Be a mentor!
Hi neighbour! About five weeks ago, I met two young men who came highly recommended as top-of-the-line masons. Their father, they said, accounted for their adeptness at their craft. He took them under his wings at an early age and ensured that they did not only develop a skill but a level of proficiency that would keep them in demand at all times. He mentored them until he was satisfied they could hold their own.
I have met quite a number of persons who have been mentored by talented professionals and, trust me, their quality of work is always a cut above the rest.
Since mentorship can make such a huge difference to quality service delivery and, ultimately, customer/client satisfaction, wouldn't you agree that we should have more people mentoring others? It's not only a noble idea, it's a neighbourly gesture! So many workers could have been doing so much better if they had a good mentor - someone who has been there, done that and is willing to impart knowledge.
We have been talking a lot about mentoring programmes for children but not much is being said about mentoring adults.
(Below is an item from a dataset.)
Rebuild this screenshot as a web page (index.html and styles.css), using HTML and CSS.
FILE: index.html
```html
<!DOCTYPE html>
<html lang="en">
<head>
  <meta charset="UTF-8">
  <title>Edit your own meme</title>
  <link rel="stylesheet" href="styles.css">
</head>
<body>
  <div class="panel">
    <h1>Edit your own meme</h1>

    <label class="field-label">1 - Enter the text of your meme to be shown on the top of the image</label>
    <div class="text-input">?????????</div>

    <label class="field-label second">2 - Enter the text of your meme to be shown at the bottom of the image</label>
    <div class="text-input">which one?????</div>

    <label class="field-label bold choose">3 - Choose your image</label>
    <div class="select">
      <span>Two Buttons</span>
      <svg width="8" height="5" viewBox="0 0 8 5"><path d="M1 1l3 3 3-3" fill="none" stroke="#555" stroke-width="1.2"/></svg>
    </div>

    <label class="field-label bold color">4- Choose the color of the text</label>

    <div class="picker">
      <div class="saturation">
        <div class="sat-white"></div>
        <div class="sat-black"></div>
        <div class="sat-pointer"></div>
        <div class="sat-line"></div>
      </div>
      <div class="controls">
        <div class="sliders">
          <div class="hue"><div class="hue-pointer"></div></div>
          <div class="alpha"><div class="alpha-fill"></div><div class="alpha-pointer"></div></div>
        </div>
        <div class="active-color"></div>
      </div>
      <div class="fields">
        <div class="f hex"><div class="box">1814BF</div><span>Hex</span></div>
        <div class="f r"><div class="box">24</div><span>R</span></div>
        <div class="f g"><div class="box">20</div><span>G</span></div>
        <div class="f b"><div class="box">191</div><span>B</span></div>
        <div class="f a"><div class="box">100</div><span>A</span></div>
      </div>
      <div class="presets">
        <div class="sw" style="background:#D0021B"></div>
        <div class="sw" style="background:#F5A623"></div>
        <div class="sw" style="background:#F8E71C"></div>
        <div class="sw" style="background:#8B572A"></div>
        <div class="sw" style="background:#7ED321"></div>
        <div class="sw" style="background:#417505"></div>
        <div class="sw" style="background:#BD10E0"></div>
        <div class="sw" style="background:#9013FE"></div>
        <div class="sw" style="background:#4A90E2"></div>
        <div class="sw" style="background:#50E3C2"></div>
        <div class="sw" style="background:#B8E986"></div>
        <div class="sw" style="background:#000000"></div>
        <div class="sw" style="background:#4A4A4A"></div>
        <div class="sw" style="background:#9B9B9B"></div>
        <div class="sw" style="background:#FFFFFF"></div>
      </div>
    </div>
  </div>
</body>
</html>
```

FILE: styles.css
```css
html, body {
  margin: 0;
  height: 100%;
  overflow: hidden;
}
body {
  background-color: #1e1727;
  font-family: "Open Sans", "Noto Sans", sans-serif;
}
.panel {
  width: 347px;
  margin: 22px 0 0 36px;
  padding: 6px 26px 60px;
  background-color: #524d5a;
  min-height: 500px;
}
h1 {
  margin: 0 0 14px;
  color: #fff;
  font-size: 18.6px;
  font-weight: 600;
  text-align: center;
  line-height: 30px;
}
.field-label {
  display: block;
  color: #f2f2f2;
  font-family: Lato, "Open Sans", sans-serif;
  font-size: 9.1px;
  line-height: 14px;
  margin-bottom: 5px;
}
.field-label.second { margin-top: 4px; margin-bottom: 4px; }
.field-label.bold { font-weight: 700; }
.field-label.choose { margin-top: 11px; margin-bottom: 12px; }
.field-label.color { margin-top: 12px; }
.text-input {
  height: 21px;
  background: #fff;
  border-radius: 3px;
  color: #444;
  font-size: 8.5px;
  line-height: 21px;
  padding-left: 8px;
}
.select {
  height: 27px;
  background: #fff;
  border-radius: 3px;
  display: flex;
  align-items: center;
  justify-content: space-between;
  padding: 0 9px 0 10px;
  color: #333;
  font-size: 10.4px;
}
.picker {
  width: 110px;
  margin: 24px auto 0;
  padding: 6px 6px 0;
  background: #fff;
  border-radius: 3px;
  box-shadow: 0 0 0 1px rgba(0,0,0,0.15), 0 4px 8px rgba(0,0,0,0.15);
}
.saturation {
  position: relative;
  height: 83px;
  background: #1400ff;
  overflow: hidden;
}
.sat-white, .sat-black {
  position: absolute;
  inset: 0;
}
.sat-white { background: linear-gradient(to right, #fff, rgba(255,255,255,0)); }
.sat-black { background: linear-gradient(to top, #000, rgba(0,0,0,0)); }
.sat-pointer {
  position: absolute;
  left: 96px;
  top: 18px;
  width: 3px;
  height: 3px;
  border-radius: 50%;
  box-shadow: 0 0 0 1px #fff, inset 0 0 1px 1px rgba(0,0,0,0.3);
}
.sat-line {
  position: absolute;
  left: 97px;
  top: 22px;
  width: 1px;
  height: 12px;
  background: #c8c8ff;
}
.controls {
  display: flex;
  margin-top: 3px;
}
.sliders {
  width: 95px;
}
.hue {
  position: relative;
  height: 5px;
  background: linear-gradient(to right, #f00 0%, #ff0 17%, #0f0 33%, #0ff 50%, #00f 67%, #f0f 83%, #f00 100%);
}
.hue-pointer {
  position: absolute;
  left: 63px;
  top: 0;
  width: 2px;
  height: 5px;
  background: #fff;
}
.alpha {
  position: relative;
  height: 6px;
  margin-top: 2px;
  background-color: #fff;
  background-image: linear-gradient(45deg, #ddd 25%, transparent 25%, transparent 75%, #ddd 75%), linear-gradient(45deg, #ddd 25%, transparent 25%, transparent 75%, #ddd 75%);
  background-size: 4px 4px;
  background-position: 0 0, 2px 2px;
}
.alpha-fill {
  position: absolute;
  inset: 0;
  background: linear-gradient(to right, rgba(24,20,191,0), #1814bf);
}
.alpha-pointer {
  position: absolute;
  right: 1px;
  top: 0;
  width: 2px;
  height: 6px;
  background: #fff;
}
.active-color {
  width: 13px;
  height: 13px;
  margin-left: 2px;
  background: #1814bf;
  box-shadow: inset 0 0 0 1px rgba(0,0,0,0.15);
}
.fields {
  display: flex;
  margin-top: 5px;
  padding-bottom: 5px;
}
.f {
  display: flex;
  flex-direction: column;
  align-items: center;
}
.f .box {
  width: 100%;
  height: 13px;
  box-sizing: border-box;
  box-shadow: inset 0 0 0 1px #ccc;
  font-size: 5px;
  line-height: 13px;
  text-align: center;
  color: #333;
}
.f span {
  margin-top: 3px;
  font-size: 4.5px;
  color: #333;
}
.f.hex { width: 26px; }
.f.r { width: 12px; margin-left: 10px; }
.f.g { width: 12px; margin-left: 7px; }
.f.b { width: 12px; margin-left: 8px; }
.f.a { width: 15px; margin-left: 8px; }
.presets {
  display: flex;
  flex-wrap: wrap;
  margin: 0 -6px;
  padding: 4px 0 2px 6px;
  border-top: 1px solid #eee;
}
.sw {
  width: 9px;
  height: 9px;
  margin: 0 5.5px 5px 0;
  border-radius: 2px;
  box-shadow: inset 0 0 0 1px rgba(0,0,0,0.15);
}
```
Truth be known, there is an urgent need to start a mentorship programme for many of our so-called professionals, be it formally or informally.
Let me challenge competent neighbours in whatever field of endeavour to make themselves available and accessible to lend a neighbourly hand in this regard.
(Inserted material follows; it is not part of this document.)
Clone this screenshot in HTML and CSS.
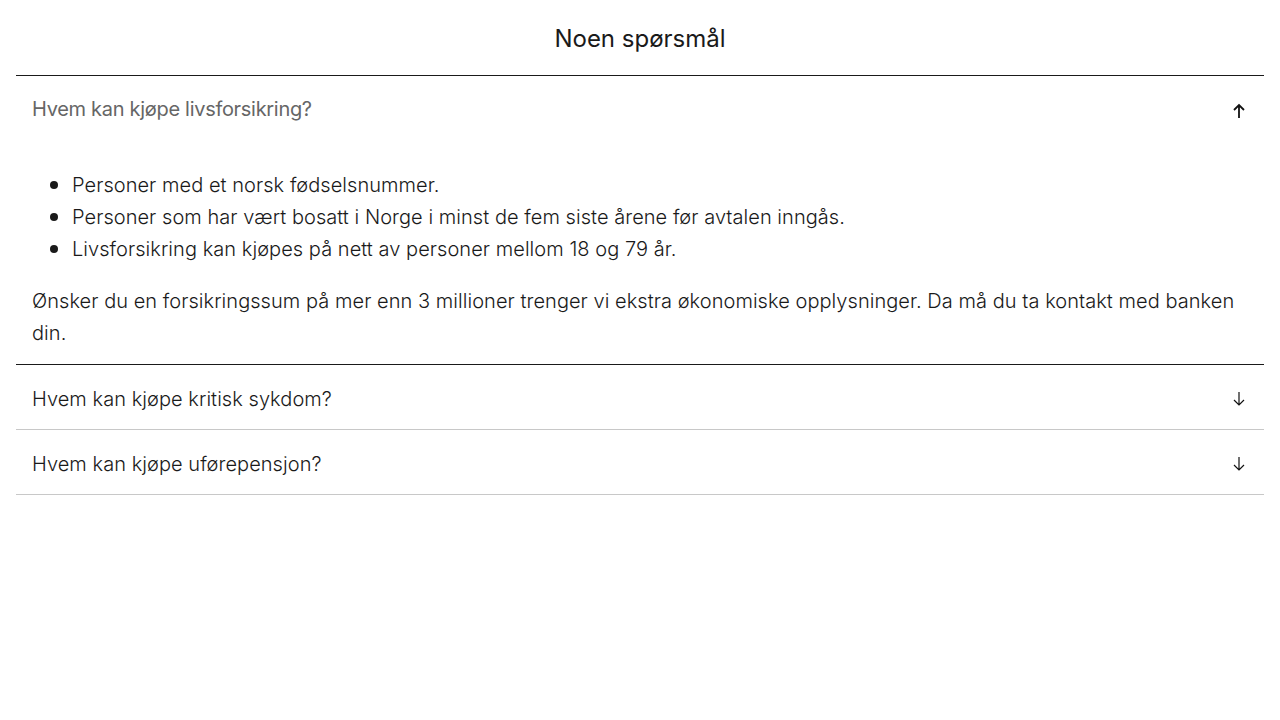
FILE: index.html
```html
<!DOCTYPE html>
<html lang="no">
<head>
<meta charset="utf-8">
<title>Noen spørsmål</title>
<link rel="stylesheet" href="styles.css">
</head>
<body>
<main class="faq">
  <h2 class="faq-title">Noen spørsmål</h2>
  <div class="faq-list">
    <details class="faq-item faq-item--open" open>
      <summary class="faq-q faq-q--open">
        <span>Hvem kan kjøpe livsforsikring?</span>
        <svg class="arrow arrow--bold" width="14" height="16" viewBox="0 0 14 16" aria-hidden="true"><path d="M7 15V2M2 7l5-5 5 5" fill="none" stroke="#111" stroke-width="1.8"/></svg>
      </summary>
      <div class="faq-a">
        <ul class="faq-ul">
          <li>Personer med et norsk fødselsnummer.</li>
          <li>Personer som har vært bosatt i Norge i minst de fem siste årene før avtalen inngås.</li>
          <li>Livsforsikring kan kjøpes på nett av personer mellom 18 og 79 år.</li>
        </ul>
        <p class="faq-p">Ønsker du en forsikringssum på mer enn 3 millioner trenger vi ekstra økonomiske opplysninger. Da må du ta kontakt med banken din.</p>
      </div>
    </details>
    <details class="faq-item">
      <summary class="faq-q">
        <span>Hvem kan kjøpe kritisk sykdom?</span>
        <svg class="arrow" width="14" height="16" viewBox="0 0 14 16" aria-hidden="true"><path d="M7 1v13M2 9l5 5 5-5" fill="none" stroke="#111" stroke-width="1.2"/></svg>
      </summary>
    </details>
    <details class="faq-item">
      <summary class="faq-q">
        <span>Hvem kan kjøpe uførepensjon?</span>
        <svg class="arrow" width="14" height="16" viewBox="0 0 14 16" aria-hidden="true"><path d="M7 1v13M2 9l5 5 5-5" fill="none" stroke="#111" stroke-width="1.2"/></svg>
      </summary>
    </details>
  </div>
</main>
</body>
</html>
```
FILE: styles.css
```css
* { box-sizing: border-box; }
html, body { margin: 0; padding: 0; background: #fff; }
body {
  font-family: "Inter", "Liberation Sans", sans-serif;
  color: #1a1a1a;
}
.faq { padding: 0 16px; }
.faq-title {
  margin: 0;
  height: 75px;
  padding-top: 22px;
  text-align: center;
  font-size: 24px;
  line-height: 34px;
  font-weight: 400;
  color: #1a1a1a;
}
.faq-list { border-top: 1px solid #1a1a1a; }
.faq-item { border-bottom: 1px solid #c8c8c8; }
.faq-item--open { border-bottom-color: #1a1a1a; }
.faq-q {
  list-style: none;
  display: flex;
  justify-content: space-between;
  align-items: center;
  height: 64px;
  padding: 3px 18px 0 16px;
  font-size: 20px;
  font-weight: 300;
  letter-spacing: 0.05px;
  cursor: pointer;
}
.faq-q::-webkit-details-marker { display: none; }
.faq-q--open {
  align-items: flex-start;
  padding-top: 21px;
  color: #666;
  font-weight: 400;
  letter-spacing: -0.3px;
}
.faq-q--open .arrow { margin-top: 6px; }
.faq-a {
  padding: 0 16px 15px;
  font-size: 20px;
  font-weight: 300;
  line-height: 32px;
  letter-spacing: 0.05px;
}
.faq-ul { margin: 29px 0 20px; padding-left: 40px; list-style: none; }
.faq-ul li::before {
  content: "";
  display: inline-block;
  width: 8px;
  height: 8px;
  border-radius: 50%;
  background: #1a1a1a;
  margin: 0 14px 0 -22px;
  vertical-align: 3px;
}
.faq-p { margin: 0; }
```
Point is, there are many masons, carpenters, musicians, teachers, politicians, preachers, lawyers, doctors, etc, who have done their training but have never been mentored by someone who has achieved a high level of proficiency. They are set in their ways and have been delivering mediocre service for a long time without knowing.
Every time a mother-of-five-without-a-father calls or writes me, a family which cannot pay their rent or a couple whose electricity supply has been disconnected contacts me for help, I think of different interventions which could have prevented their dilemma.
Whenever good mentors are in place, some mistakes are not likely to be made. Good mentors see to it that their mentees stay in line by following strict guidelines. They can make the difference between pain and pleasure and sometimes life and death.
Silton Townsend, the author of this column, is better known for his role as 'Maas Gussie' in the 1990s Jamaican sitcom 'Lime Tree Lane'.
Thanks to these neighbours
1. Thanks to Lola (St Thomas) for donating plus-size female clothing to Myrna in St Catherine.
2. Mr Anderson (Youth Empowerment Strategy) for assisting Simone and many other young persons through the programme.
3. Sandra (St James) for offering drapes.
4. Ms Rhodd (St Elizabeth) for giving a double-bed mattress.
5. Karlene (Manchester) for making financial donations to two neighbours in need (We're asking the person who called asking for assistance with a birth certificate to contact our office immediately).
6. Ms Bodly (St Ann) for donating a new queen-size bed to Heather in St Catherine.